If you are going to make up acronyms, be clear. It would not have taken more than few seconds to type "SpaceX" when you mean SpaceX, and "Falcon 9" if you mean Falcon 9.
"SX has 1 F9 that exploded during launch, and put 1 payload into too low of orbit. So, 1.5 as I said
Again: only true if you ignore the one that blew up on the pad, which would make it 2.5, not 1.5.
"ULA charges 4x what SX does. A single launch from ULA costs more than what 3 payloads AND launches that SX puts up.
Yes, that's precisely what I said: if you want reliability you will pay for it: moving up from 95 percent to pushing 100% costs a lot.
So from a cost efficiency POV, ULA is a joke.
Yes, slashdot readers not in the aerospace business might think so. However, not having failures is important to many missions. There are a lot of missions for which it does make sense to pay for that added 5% increase in success record.
Again: only true if you ignore the one that blew up on the pad
You mean "the one that was blown up on the pad by improper handling"?
Blown up on the bad by a failed helium tank strut. If there was improper handling somewhere, so far nobody has identified that as the problem.
But I'm not sure what your point is. All accidents have causes, which I suppose ultimately comes down to somebody doing something improper. It's still a failure.
That's like blaming cars for crashes caused by amateur drivers.
Or blaming SpaceX for explosions caused by amateur rocket engineers?

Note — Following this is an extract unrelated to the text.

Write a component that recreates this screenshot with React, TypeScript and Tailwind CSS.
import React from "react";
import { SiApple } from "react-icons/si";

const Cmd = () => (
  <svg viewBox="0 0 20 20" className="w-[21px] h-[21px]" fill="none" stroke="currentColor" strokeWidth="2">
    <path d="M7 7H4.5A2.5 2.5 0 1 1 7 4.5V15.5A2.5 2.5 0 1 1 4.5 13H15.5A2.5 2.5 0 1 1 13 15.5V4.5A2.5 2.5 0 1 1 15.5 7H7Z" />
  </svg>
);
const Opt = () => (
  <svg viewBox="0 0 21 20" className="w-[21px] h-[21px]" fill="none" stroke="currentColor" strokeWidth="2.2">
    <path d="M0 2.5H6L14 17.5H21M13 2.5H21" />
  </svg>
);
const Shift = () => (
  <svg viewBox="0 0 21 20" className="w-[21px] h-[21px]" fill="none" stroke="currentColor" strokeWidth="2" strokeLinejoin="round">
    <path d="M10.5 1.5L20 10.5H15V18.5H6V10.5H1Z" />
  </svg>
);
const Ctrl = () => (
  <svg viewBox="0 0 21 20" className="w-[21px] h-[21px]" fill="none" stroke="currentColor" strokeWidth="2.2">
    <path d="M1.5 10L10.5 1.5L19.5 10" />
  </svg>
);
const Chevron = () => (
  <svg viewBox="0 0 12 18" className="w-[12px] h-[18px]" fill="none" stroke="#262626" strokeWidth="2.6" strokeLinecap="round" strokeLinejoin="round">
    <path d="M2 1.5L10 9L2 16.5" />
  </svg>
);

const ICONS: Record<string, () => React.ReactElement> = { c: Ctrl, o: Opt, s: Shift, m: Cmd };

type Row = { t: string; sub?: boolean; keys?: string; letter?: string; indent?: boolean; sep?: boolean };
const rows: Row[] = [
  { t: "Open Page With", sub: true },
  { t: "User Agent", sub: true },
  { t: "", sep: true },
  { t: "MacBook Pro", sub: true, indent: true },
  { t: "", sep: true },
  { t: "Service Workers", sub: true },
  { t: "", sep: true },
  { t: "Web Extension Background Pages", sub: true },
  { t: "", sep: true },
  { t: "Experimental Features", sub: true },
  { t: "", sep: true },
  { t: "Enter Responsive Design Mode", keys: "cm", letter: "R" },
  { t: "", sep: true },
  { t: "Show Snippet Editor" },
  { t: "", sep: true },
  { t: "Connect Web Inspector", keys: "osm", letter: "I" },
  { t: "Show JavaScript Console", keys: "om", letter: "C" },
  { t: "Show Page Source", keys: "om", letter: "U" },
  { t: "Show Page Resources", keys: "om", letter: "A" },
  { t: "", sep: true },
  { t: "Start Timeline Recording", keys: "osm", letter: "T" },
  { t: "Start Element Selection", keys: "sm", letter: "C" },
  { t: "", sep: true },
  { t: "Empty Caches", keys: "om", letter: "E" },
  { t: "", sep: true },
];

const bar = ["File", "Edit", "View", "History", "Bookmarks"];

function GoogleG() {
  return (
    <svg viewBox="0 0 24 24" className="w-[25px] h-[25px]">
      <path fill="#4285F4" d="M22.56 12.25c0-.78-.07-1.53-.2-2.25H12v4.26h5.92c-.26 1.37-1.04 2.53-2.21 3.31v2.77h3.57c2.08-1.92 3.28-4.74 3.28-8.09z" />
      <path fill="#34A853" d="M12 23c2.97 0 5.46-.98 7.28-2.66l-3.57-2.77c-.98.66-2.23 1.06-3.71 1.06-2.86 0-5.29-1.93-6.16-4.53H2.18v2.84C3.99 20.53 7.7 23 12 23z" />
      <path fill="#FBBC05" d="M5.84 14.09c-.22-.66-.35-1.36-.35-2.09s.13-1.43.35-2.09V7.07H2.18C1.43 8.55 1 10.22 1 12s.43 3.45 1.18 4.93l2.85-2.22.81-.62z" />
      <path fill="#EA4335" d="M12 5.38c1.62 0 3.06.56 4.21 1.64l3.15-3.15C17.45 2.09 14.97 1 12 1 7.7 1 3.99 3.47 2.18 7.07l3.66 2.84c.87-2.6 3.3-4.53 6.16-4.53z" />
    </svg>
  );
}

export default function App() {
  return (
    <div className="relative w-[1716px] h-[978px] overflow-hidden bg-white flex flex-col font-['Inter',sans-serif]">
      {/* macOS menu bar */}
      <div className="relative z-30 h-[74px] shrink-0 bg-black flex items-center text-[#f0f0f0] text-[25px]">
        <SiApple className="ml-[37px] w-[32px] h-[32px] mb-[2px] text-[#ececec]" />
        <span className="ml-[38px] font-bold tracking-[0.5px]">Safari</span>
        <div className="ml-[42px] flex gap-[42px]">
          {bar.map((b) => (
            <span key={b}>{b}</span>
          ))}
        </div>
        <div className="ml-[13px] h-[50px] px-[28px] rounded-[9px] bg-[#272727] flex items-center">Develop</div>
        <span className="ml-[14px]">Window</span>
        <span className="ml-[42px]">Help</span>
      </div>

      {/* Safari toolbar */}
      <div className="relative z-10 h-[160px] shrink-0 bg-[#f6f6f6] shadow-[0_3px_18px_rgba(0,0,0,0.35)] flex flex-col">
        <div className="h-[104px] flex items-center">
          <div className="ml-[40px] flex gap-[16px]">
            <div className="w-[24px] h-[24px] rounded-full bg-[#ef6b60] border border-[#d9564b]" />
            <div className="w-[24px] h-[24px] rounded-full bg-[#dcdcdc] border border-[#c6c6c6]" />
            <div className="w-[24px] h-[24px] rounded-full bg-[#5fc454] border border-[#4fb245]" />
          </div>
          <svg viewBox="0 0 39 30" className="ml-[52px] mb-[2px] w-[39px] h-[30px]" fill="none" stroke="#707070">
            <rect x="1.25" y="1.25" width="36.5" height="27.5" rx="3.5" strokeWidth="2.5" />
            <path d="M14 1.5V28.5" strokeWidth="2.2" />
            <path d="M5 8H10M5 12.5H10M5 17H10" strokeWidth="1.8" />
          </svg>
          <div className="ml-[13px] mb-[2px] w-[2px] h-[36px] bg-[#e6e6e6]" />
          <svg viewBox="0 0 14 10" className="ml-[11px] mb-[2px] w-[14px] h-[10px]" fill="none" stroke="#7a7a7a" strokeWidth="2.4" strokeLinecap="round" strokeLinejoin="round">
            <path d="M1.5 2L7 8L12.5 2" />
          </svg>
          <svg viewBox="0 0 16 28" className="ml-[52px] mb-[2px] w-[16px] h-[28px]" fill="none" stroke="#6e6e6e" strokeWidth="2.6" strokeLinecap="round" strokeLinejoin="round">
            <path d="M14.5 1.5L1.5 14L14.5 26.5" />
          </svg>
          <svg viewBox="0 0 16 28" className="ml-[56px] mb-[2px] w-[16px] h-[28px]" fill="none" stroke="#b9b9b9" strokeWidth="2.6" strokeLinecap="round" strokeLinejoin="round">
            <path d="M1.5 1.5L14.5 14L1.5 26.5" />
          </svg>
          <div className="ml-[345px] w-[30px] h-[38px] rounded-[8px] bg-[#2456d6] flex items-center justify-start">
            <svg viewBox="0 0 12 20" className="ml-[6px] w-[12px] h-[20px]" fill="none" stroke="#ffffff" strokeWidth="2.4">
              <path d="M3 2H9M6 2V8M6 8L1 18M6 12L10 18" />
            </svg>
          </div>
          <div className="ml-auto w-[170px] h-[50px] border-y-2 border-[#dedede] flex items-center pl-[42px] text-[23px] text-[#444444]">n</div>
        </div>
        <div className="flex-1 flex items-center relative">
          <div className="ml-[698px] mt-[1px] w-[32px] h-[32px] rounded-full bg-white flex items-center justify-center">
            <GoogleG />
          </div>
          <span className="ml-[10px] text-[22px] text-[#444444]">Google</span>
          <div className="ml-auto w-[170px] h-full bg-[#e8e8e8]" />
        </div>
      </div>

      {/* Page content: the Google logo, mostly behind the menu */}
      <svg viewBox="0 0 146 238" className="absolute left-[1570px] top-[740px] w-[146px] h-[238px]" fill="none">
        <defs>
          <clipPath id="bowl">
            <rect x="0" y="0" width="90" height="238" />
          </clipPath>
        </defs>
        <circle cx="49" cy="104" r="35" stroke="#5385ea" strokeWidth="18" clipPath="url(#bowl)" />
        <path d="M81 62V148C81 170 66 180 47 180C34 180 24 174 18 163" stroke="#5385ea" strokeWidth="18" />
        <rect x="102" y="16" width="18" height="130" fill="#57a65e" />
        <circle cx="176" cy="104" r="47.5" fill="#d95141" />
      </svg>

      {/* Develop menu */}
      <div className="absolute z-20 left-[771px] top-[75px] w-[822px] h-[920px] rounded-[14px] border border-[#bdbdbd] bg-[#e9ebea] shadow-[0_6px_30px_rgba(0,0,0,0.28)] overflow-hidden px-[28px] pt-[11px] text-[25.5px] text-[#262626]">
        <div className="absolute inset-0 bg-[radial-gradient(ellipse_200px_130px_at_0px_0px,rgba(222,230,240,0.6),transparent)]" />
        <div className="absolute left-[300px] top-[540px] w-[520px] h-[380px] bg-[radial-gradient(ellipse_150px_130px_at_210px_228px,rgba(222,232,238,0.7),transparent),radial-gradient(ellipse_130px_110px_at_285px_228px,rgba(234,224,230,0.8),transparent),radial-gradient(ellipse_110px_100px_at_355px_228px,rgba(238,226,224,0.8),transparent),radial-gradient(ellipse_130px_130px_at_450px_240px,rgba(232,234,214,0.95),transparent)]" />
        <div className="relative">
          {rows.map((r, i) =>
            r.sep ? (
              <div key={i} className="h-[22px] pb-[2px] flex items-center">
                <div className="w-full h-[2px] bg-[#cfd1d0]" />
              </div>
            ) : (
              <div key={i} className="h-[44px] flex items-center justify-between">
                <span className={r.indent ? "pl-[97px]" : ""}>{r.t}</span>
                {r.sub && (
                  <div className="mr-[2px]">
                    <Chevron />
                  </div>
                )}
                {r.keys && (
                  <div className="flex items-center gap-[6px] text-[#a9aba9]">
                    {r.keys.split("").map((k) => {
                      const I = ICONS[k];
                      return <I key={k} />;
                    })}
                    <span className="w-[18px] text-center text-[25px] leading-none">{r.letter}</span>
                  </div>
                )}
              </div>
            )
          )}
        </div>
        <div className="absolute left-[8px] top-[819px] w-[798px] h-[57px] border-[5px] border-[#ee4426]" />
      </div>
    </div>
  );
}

They learn from their failure. It's a very effective way to learn, and I approve of the fact that they do learn, and keep on going. Nevertheless, it's a failure.
Good catch, that link pointed to the earlier failure.

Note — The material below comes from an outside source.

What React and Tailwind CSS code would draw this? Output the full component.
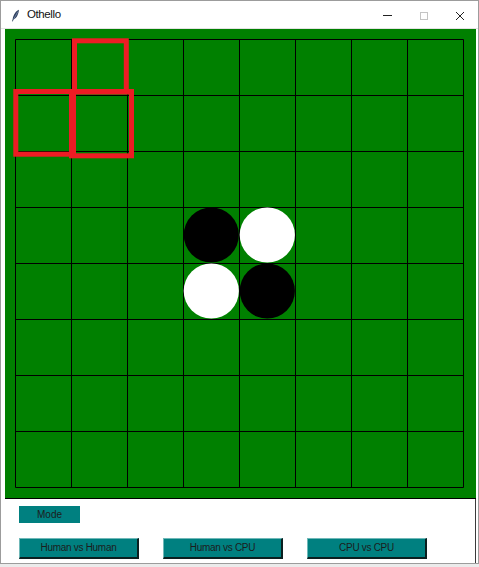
const CELL = 56;
const ORIGIN = 10;

const discs = [
  { row: 3, col: 3, color: "#000000" },
  { row: 3, col: 4, color: "#ffffff" },
  { row: 4, col: 3, color: "#ffffff" },
  { row: 4, col: 4, color: "#000000" },
];

const highlights = [
  { x: 69.5, y: 11.8, w: 51.8, h: 51.2 },
  { x: 10.8, y: 62.5, w: 57.7, h: 62.7 },
  { x: 66.5, y: 62.5, w: 60, h: 64.3 },
];

function Board() {
  const lines = Array.from({ length: 9 }, (_, i) => ORIGIN + 0.5 + i * CELL);
  const end = ORIGIN + 0.5 + 8 * CELL;

  return (
    <svg width="471" height="469" className="block">
      <rect x="0" y="0" width="471" height="469" fill="#008000" />
      {lines.map((p) => (
        <g key={p}>
          <line x1={p} y1={ORIGIN + 0.5} x2={p} y2={end} stroke="#000" strokeWidth="1" />
          <line x1={ORIGIN + 0.5} y1={p} x2={end} y2={p} stroke="#000" strokeWidth="1" />
        </g>
      ))}
      {discs.map((d) => (
        <circle
          key={`${d.row}-${d.col}`}
          cx={ORIGIN + d.col * CELL + 28.3}
          cy={ORIGIN + d.row * CELL + 28}
          r="27.6"
          fill={d.color}
        />
      ))}
      {highlights.map((h, i) => (
        <rect
          key={i}
          x={h.x}
          y={h.y}
          width={h.w}
          height={h.h}
          fill="none"
          stroke="#ed1c24"
          strokeWidth="5"
        />
      ))}
    </svg>
  );
}

function ModeButton({ label }) {
  return (
    <button className="w-[120px] h-[21px] bg-[#008080] border-t border-l border-t-[#6fb8b8] border-l-[#6fb8b8] border-b-2 border-r-2 border-b-[#0b1f1f] border-r-[#0b1f1f] text-[10px] tracking-[-0.3px] text-[#1c1c1c] leading-none font-['Liberation_Sans',Arial,sans-serif]">
      {label}
    </button>
  );
}

export default function App() {
  return (
    <div className="w-[479px] h-[567px] bg-[#ebebeb] overflow-hidden">
      <div className="h-[564px] border border-[#9c9c9c] bg-white flex flex-col">
        {/* title bar */}
        <div className="h-[28px] shrink-0 border-b border-[#e3e3e3] flex items-center">
          <svg width="9" height="13" viewBox="0 0 8 12" className="ml-[10px] mt-[2px]">
            <path d="M7.2 0.6 C4.6 1.6 2.2 4.6 1.4 9.2 L0.8 11.6 L1.6 11.4 L2.2 9.6 C5.2 8.2 6.8 4.6 7.2 0.6 Z" fill="#2f3f5c" />
            <path d="M6.2 2.4 L2.4 9.2" stroke="#8aa0c8" strokeWidth="0.6" />
          </svg>
          <span className="ml-[7px] mt-[1px] text-[11.5px] tracking-[-0.4px] text-[#111] font-['Liberation_Sans',Arial,sans-serif]">
            Othello
          </span>
          <div className="ml-auto flex h-full items-center">
            <div className="w-[37px] h-full flex items-center justify-center">
              <div className="w-[9px] h-px bg-[#222] mt-[2px]" />
            </div>
            <div className="w-[36px] h-full flex items-center justify-center">
              <div className="w-[8px] h-[8px] border border-[#c4c4c4] mt-[2px]" />
            </div>
            <div className="w-[36px] h-full flex items-center justify-center">
              <svg width="10" height="10" viewBox="0 0 10 10" className="mt-[2px]">
                <path d="M1 1 L9 9 M9 1 L1 9" stroke="#222" strokeWidth="1" />
              </svg>
            </div>
          </div>
        </div>

        {/* window body */}
        <div className="flex-1 flex flex-col pl-[4px]">
          <div className="w-[471px] h-[470px] border-b border-black">
            <Board />
          </div>
          <div className="w-[471px] flex-1 border-r border-[#3a3a3a] pl-[14px] pt-[7px] flex flex-col">
            <div className="w-[61px] h-[17px] bg-[#008080] flex items-center justify-center text-[10px] text-[#1c1c1c] font-['Liberation_Sans',Arial,sans-serif]">
              Mode
            </div>
            <div className="mt-[15px] flex gap-[24px]">
              <ModeButton label="Human vs Human" />
              <ModeButton label="Human vs CPU" />
              <ModeButton label="CPU vs CPU" />
            </div>
          </div>
        </div>
      </div>
    </div>
  );
}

Here's a link to the failure on the pad http://spacenews.com/spacex-narrows-down-cause-of-falcon-9-pad-explosion which was attributed to a helium tank failure http://www.latimes.com/nation/ct-spacex-explosion-20170102-story.html, or http://www.popularmechanics.com/space/rockets/a23652/spacex-falcon-explosion-cause-helium-loading/.
Sorry I inadverently linked to a different failure that was linked to a different helium tank failure.